Business and Financial Law

Rule 83 Confidential Treatment Requests for SEC Filings

Shield sensitive competitive business information from public view in SEC filings using the Rule 83 process.

Rule 83 of the Securities and Exchange Commission (SEC) establishes a formal procedure allowing filers to request that sensitive business information submitted to the agency be withheld from public disclosure. This rule protects confidential data the SEC receives outside of standard filing requirements, such as information provided during staff reviews, examinations, or investigations. When no other specific SEC rule for confidential treatment applies, the filer must submit a Confidential Treatment Request (CTR) to seek protection under the Freedom of Information Act (FOIA). This CTR is necessary to prevent the information from becoming publicly available if a FOIA request for those records is later received.

Eligibility Requirements for Confidential Treatment

To be eligible for confidential treatment under Rule 83, the information must fall under an exemption from public disclosure provided by the Freedom of Information Act (FOIA). Filers usually seek protection under FOIA Exemption 4, which shields “trade secrets and commercial or financial information obtained from a person and privileged or confidential.” The legal standard requires the filer to demonstrate that the information is customarily and actually treated as private by its owner and has not been publicly disclosed. Protection is not granted for data that is already public or that is considered material to investors, meaning its omission would make other statements misleading. The SEC must confirm that the information truly warrants confidential status. Examples of protected data often include detailed pricing terms, sensitive business strategies, or proprietary technical specifications.

Preparing the Justification for Confidential Treatment

Filers must create a detailed legal justification, the Confidential Treatment Request (CTR). This document must precisely identify the specific information being sought for confidential status, including document titles, dates, and page numbers. The filer must provide a full legal analysis explaining why the information meets the criteria of the relevant FOIA exemption. This substantiation is initially provided to the SEC’s staff, but a more detailed justification may be required later if a public disclosure request is made under FOIA.

The justification must include an affirmative statement that the information has not been publicly disclosed and that its release is not necessary for the protection of investors. Filers must also outline the measures taken to maintain the confidentiality of the data before and after submission to the SEC.
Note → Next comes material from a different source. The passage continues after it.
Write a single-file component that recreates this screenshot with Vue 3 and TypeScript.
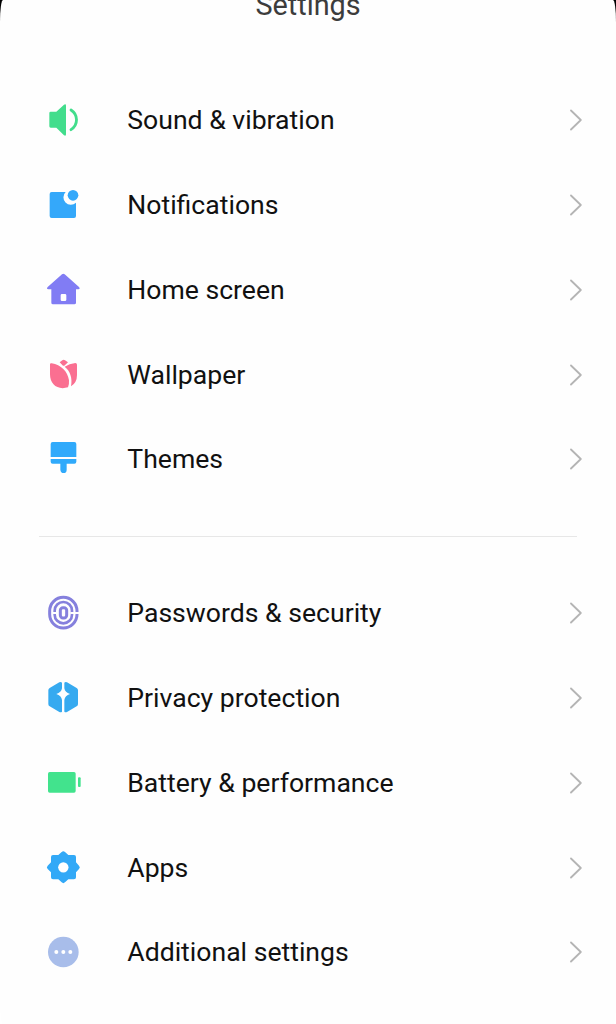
<script setup lang="ts">
type Item = { icon: string; label: string }

const groups: Item[][] = [
  [
    { icon: 'sound', label: 'Sound & vibration' },
    { icon: 'notifications', label: 'Notifications' },
    { icon: 'home', label: 'Home screen' },
    { icon: 'wallpaper', label: 'Wallpaper' },
    { icon: 'themes', label: 'Themes' },
  ],
  [
    { icon: 'passwords', label: 'Passwords & security' },
    { icon: 'privacy', label: 'Privacy protection' },
    { icon: 'battery', label: 'Battery & performance' },
    { icon: 'apps', label: 'Apps' },
    { icon: 'additional', label: 'Additional settings' },
  ],
]
</script>

<template>
  <div class="backdrop">
    <main class="screen">
      <header class="header"><h1>Settings</h1></header>
      <ul v-for="(group, g) in groups" :key="g" class="group">
        <li v-for="item in group" :key="item.icon" class="row">
          <svg class="icon" viewBox="0 0 180 180" aria-hidden="true">
            <g v-if="item.icon === 'sound'">
              <path d="M46 69q0-4 4-4h17l23-21q6-4 6 3v86q0 7-6 3l-23-23H50q-4 0-4-4z" fill="#42dd8c" />
              <path d="M111 60c22 14 22 45 0 59" fill="none" stroke="#42dd8c" stroke-width="8.5" stroke-linecap="round" />
            </g>
            <g v-else-if="item.icon === 'notifications'">
              <path d="M53 51h42a22 22 0 0 0 31 32v40q0 6-6 6H53q-6 0-6-6V57q0-6 6-6z" fill="#34a8fa" />
              <circle cx="117" cy="61" r="16" fill="#34a8fa" />
            </g>
            <path v-else-if="item.icon === 'home'" fill-rule="evenodd" fill="#817cf4" d="M84 43q4-3 8 0l43 38q5 6-2 7h-7v40q0 5-5 5H57q-5 0-5-5V88h-9q-7-1-2-7zM84 102q-4 0-4 4v13q0 4 4 4h9q4 0 4-4v-13q0-4-4-4z" />
            <g v-else-if="item.icon === 'wallpaper'" fill="#fa6f91">
              <path d="M77 52l8-6q4-3 8 0l9 6-11 10q-2 1-4 0z" />
              <path d="M48 58q0-4 5-3c28 5 48 24 52 51q1 11-3 21c-31 9-54-8-54-39z" />
              <path d="M92 65q14-9 32-11 5 0 5 5v31q0 23-18 34c5-25-3-47-19-59z" />
            </g>
            <g v-else-if="item.icon === 'themes'" fill="#30aafb">
              <path d="M56 39h65q6 0 6 6v39H50V45q0-6 6-6z" />
              <path d="M50 90h77v8q0 6-6 6H98v18q0 10-9 10t-10-10v-18H56q-6 0-6-6z" />
            </g>
            <g v-else-if="item.icon === 'passwords'" fill="none" stroke="#8580dd">
              <rect x="47" y="43" width="82" height="92" rx="41" stroke-width="9" />
              <rect x="62" y="57" width="52" height="64" rx="26" stroke-width="8" />
              <rect x="79" y="74" width="19" height="31" rx="8" stroke-width="9" />
              <path d="M55 90h12M109 90h26" stroke="#fff" stroke-width="6" />
            </g>
            <g v-else-if="item.icon === 'privacy'" fill="#36aaf0">
              <path d="M84 44v17q-2 13-17 17 15 5 17 18v35q-3 3-8 1l-29-17q-4-2-4-7V67q0-4 4-7l29-17q5-2 8 1z" />
              <path d="M91 44v17q2 13 17 17-15 5-17 18v35q3 3 8 1l29-17q4-2 4-7V67q0-4-4-7L99 43q-5-2-8 1z" />
            </g>
            <g v-else-if="item.icon === 'battery'" fill="#42e38d">
              <rect x="42" y="57" width="83" height="62" rx="5" />
              <rect x="132" y="73" width="8" height="29" rx="3" />
            </g>
            <g v-else-if="item.icon === 'apps'">
              <path d="M83 42q5-5 10 0l10 9h17q6 0 6 6v16l9 10q5 5 0 10l-9 10v15q0 6-6 6h-17l-10 9q-5 5-10 0l-10-9H57q-6 0-6-6v-15l-10-10q-5-5 0-10l10-10V57q0-6 6-6h16z" fill="#32a9f7" />
              <circle cx="88" cy="88" r="15.5" fill="#fff" />
            </g>
            <g v-else>
              <circle cx="88" cy="90" r="46" fill="#a8bdea" />
              <circle cx="67" cy="90" r="6" fill="#fff" />
              <circle cx="88" cy="90" r="6" fill="#fff" />
              <circle cx="109" cy="90" r="6" fill="#fff" />
            </g>
          </svg>
          <span class="label">{{ item.label }}</span>
          <svg class="chevron" viewBox="0 0 14 24" aria-hidden="true">
            <path d="M3 2.500 12.800 12 3 21.500" />
          </svg>
        </li>
      </ul>
    </main>
  </div>
</template>

<style>
body {
  margin: 0;
  background: #fff;
}
</style>

<style scoped>
.backdrop {
  height: 1024px;
  overflow: hidden;
  background: linear-gradient(#000 0 22px, #fff 22px);
}
.screen {
  box-sizing: border-box;
  height: 1024px;
  background: #fefefe;
  border-radius: 3px / 22px;
  font-family: Roboto, "Noto Sans", sans-serif;
}
.header {
  height: 78px;
  display: flex;
  justify-content: center;
}
h1 {
  margin: -12px 0 0;
  font-size: 28.8px;
  line-height: 34px;
  font-weight: 400;
  color: #3c3c3c;
}
.group {
  list-style: none;
  margin: 0;
  padding: 0;
}
.group + .group {
  margin: 34.2px 39px 0;
  padding-top: 34.1px;
  border-top: 1px solid #e7e7e7;
}
.group + .group .row {
  margin: 0 -39px;
}
.row {
  height: 84.75px;
  display: flex;
  align-items: center;
  padding: 0 34px;
}
.icon {
  width: 60px;
  height: 60px;
  flex: none;
}
.label {
  flex: 1;
  margin-left: 33.3px;
  font-size: 26.6px;
  line-height: 32px;
  color: #111;
  white-space: nowrap;
}
.chevron {
  width: 14px;
  height: 24px;
  flex: none;
}
.chevron path {
  fill: none;
  stroke: #b4b4b4;
  stroke-width: 1.8;
  stroke-linecap: round;
  stroke-linejoin: round;
}
</style>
Submitting the Request and Confidential Materials

The Rule 83 request requires both electronic and physical delivery. If the confidential information is part of an electronic filing, such as a draft registration statement, the filer must use the EDGAR submission type “DRS.” A legend indicating the confidential treatment request must be included on each page of the electronic submission.

The formal Rule 83 request letter and the unredacted confidential materials must be submitted separately in paper format to the SEC’s Office of Freedom of Information and Privacy Act Operations. This separate submission ensures the confidential material is isolated from the public filing system. The unredacted version, which is for internal SEC review, must be marked with a legend, such as “Confidential Treatment Requested by [Name],” on every page. A separate, redacted copy must also be prepared for the public record if the request is granted. The paper request letter must be prominently marked “FOIA Confidential Treatment Request” on the first page.

Duration and Renewal of Confidentiality

A granted confidential treatment request under Rule 83 remains effective for 10 years from the date the request is received by the Office of Freedom of Information and Privacy Act Operations. The SEC only makes a determination on the request if a third party submits a FOIA request for the records.

If the filer wishes to maintain confidential status, a renewal request must be filed before the existing period expires. The renewal request also grants protection for 10 years from its date of receipt and must clearly identify the record for continued confidential treatment. If the SEC denies continued protection, the filer is generally given a 10-day notice period to appeal the decision before public disclosure.